The World Cup, which starts with a lavish opening ceremony in Cape Town on Saturday, is cricket’s showpiece event with this year’s edition the most lucrative in the sport’s history.

The prize fund of $5 million is five times as big as in 1999, when the tournament was last held, and the winners of the March 23 final will receive $2 million.

When South Africa was chosen as one of three co-hosts for 2003 — along with Zimbabwe and Kenya — organisers dubbed the tournament as the “development” cup.

They promised to plough money into the sport in the underprivileged areas of South Africa, vowing that all South Africans should be able to attend matches, regardless of wealth.

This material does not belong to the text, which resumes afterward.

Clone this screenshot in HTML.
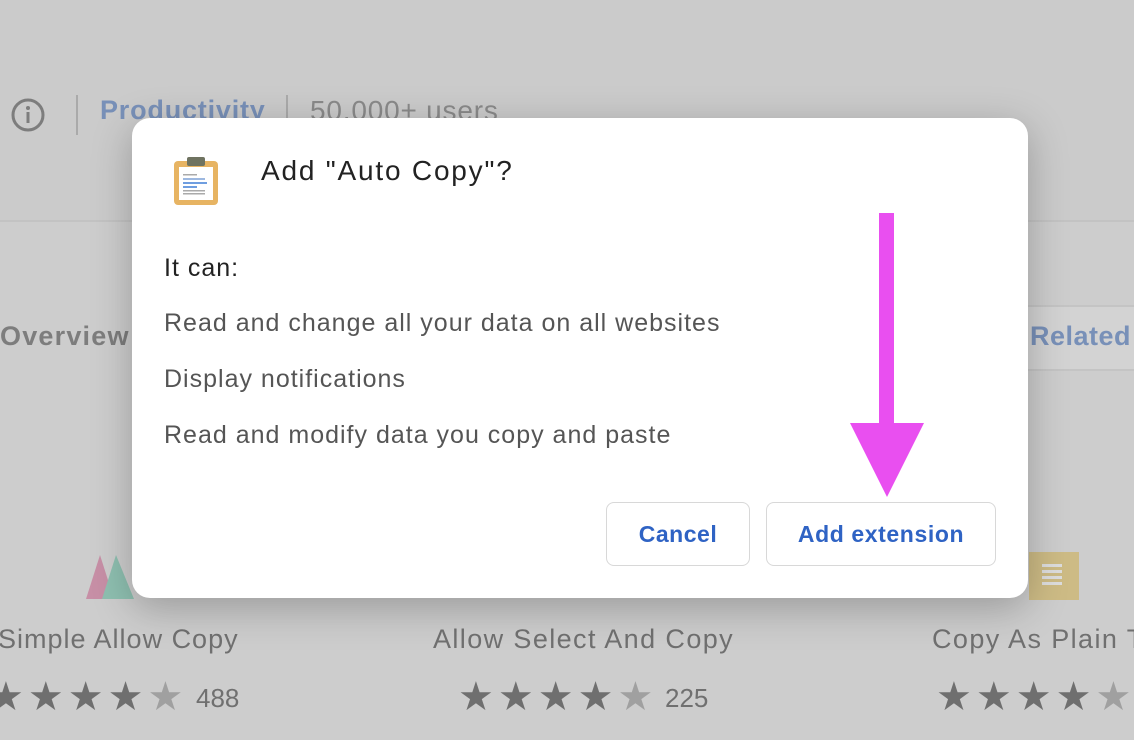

With tickets for the less high-profile games starting from as little as 25 Rand ($2.95) and the most expensive going at only 350 Rand, the “development” dream seemed to be a realistic proposition.

But the decision to allow people to buy six tickets per match in each stadium and six tickets for each team match — which would have cost nearly 80,000 Rand and secured over 800 tickets — meant the system was ripe for abuse by touts.

Cricket fans who queued for days to get their hands on World Cup tickets last year reported seeing some people handing over as much as 70,000 Rand for tickets.

Organisers have allocated 50,000 free tickets to poor South Africans who have a connection to the sport but, for thousands more locals, the tournament will remain well out of reach.

“They should have reserved tickets for South Africans because some of us have not got the money,” said primary school teacher Rebecca Mphela during a Canadian team visit last week.

“The cricket World Cup is being hosted by a ghost people — there is no one representing all South Africans there”.